Directions for this task: Your task is to copy each line that has the word "TypeScript".

*-*-*

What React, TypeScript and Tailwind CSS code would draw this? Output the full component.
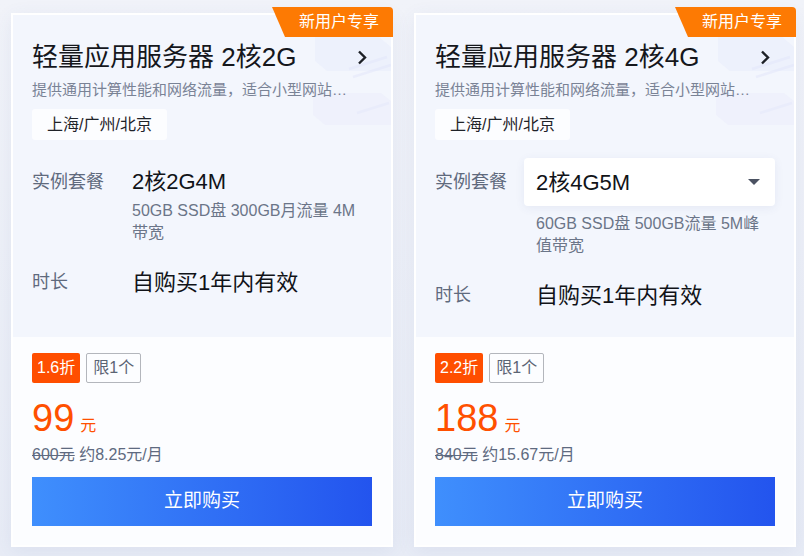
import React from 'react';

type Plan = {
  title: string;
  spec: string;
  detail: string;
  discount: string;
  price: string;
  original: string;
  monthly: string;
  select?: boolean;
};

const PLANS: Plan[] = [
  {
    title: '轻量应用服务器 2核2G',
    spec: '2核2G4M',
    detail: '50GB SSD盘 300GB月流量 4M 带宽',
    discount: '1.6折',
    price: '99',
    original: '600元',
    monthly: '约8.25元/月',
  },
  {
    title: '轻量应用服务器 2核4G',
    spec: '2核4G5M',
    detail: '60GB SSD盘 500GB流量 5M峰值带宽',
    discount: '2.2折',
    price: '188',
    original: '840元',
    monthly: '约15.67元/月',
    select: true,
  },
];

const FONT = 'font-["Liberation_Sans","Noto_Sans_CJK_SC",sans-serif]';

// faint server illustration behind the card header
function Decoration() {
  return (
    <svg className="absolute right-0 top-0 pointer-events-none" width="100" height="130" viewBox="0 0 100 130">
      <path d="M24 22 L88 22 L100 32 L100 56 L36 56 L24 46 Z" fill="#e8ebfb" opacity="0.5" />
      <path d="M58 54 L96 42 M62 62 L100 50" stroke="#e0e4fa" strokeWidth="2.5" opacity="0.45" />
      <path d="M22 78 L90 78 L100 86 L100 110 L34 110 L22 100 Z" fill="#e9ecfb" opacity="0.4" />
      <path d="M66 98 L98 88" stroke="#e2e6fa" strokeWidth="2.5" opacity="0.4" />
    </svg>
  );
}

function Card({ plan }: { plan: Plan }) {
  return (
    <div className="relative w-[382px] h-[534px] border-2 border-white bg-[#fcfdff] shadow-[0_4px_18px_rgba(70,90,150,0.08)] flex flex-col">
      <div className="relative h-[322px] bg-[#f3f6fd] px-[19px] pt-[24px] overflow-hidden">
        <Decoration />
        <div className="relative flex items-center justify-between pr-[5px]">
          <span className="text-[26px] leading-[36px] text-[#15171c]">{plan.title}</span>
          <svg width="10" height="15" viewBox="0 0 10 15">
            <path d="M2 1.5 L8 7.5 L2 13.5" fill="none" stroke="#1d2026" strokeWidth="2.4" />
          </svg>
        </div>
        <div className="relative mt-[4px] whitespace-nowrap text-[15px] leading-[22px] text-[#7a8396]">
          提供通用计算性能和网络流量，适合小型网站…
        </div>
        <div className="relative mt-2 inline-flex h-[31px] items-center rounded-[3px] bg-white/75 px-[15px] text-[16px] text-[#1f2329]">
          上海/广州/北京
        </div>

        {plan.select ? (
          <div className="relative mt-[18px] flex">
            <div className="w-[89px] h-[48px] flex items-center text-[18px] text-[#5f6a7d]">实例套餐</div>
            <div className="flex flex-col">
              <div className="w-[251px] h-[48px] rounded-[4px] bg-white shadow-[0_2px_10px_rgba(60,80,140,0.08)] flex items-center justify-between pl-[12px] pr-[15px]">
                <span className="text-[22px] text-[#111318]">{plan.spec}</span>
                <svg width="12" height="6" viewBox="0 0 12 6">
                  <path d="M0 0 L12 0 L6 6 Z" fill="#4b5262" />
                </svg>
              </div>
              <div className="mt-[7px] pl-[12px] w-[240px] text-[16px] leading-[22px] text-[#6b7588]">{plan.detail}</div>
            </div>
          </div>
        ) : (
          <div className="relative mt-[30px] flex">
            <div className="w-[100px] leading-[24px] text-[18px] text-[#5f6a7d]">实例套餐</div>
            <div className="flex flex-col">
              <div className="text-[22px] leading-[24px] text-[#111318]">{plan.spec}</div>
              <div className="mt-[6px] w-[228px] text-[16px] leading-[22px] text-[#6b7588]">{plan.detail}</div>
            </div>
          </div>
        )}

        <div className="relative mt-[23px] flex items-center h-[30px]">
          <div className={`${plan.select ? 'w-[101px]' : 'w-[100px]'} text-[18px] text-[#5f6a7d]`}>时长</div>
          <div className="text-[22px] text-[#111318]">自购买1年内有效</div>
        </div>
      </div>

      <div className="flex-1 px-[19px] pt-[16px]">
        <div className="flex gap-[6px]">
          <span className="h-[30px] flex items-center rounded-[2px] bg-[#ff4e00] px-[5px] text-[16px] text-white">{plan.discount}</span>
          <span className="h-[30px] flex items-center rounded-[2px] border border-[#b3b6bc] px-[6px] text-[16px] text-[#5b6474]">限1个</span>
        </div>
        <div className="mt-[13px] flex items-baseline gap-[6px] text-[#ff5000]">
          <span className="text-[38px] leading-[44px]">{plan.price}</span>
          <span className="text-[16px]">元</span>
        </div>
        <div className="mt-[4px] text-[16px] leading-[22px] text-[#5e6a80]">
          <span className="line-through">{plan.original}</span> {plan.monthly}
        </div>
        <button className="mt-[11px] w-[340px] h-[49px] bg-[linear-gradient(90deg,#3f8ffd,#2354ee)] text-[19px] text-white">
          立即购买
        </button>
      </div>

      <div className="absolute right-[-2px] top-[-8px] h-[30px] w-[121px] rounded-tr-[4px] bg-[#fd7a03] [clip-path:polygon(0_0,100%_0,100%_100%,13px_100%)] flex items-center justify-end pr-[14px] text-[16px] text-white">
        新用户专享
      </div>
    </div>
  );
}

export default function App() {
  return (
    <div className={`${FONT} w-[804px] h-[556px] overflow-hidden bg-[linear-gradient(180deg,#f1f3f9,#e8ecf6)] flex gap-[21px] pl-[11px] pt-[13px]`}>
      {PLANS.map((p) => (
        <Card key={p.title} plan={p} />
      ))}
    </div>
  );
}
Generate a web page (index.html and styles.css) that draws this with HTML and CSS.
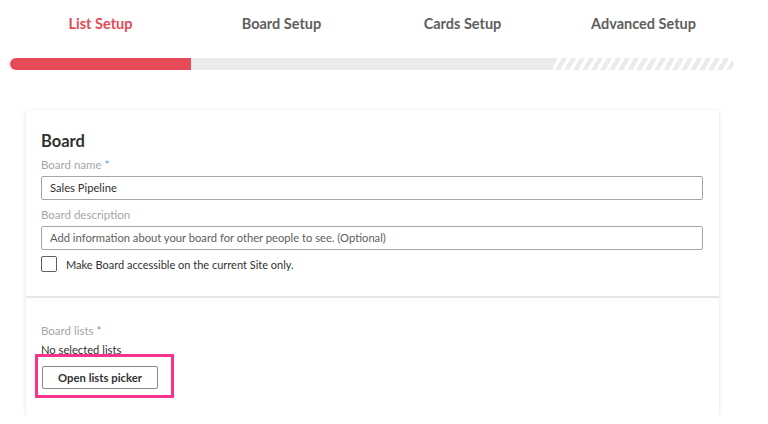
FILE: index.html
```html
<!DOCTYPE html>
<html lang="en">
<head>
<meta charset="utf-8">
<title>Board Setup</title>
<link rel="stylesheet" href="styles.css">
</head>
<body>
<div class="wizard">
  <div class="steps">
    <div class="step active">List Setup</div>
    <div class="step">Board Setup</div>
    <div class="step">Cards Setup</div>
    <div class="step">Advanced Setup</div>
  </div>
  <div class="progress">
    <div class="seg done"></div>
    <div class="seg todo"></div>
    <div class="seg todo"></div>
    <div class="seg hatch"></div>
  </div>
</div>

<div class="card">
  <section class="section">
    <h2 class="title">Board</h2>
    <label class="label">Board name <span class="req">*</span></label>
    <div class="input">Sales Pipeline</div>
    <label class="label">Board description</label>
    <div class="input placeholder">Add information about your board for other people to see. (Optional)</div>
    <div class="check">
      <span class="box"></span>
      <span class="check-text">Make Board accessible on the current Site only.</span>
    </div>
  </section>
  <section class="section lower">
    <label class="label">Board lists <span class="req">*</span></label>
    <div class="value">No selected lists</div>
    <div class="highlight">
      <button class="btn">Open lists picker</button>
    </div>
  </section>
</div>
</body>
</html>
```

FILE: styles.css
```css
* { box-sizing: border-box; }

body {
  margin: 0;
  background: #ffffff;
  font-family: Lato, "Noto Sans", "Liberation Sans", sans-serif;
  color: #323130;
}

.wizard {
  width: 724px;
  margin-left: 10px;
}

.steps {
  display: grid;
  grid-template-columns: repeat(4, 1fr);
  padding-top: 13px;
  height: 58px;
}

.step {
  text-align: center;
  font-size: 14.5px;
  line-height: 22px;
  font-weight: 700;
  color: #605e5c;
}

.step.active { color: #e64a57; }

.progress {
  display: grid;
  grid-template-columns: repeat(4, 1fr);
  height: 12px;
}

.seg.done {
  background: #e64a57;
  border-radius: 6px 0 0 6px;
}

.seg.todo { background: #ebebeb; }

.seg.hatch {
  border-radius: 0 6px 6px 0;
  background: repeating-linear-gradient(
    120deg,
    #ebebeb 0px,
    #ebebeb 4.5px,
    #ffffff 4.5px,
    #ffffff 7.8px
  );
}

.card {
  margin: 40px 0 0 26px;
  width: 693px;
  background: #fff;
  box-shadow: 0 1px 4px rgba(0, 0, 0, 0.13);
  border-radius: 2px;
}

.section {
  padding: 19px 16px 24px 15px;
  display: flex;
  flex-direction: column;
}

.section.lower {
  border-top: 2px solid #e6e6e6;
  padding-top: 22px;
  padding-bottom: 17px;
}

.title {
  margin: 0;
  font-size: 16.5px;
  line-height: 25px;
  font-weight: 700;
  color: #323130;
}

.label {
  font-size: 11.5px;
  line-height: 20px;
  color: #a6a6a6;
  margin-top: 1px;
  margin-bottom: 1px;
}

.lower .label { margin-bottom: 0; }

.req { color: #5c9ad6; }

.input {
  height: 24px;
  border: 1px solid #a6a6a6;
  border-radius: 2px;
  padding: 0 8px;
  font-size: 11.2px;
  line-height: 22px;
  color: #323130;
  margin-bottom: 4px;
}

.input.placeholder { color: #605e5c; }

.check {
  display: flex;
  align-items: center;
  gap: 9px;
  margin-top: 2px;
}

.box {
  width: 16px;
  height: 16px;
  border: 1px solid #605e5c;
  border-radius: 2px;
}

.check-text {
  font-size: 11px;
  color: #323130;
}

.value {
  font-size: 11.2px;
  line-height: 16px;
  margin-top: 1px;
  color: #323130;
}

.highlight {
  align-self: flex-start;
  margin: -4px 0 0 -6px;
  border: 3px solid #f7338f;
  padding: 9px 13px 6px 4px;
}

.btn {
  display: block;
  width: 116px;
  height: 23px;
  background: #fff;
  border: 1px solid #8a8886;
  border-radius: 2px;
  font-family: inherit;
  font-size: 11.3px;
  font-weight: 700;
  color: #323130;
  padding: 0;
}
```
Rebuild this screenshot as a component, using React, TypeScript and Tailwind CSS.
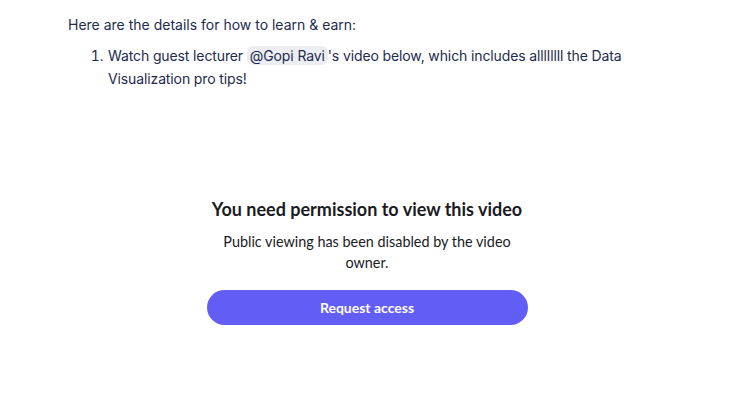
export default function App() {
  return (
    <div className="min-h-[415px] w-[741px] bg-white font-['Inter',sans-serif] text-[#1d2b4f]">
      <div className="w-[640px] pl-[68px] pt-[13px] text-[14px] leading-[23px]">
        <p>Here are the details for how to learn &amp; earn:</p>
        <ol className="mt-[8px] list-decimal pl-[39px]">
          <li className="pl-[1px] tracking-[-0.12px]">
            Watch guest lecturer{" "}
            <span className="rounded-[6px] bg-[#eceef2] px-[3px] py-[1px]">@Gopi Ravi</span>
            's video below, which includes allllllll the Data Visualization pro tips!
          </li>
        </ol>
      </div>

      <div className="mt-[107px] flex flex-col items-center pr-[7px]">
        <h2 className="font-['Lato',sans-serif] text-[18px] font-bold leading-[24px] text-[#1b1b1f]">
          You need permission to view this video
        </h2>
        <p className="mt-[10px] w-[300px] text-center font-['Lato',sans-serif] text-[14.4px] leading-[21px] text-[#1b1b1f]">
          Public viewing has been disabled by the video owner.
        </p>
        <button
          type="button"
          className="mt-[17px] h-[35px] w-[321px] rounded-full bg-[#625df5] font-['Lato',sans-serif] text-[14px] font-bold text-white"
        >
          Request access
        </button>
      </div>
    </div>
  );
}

*-*-*

Solution to this exercise:
What React, TypeScript and Tailwind CSS code would draw this? Output the full component.
Rebuild this screenshot as a component, using React, TypeScript and Tailwind CSS.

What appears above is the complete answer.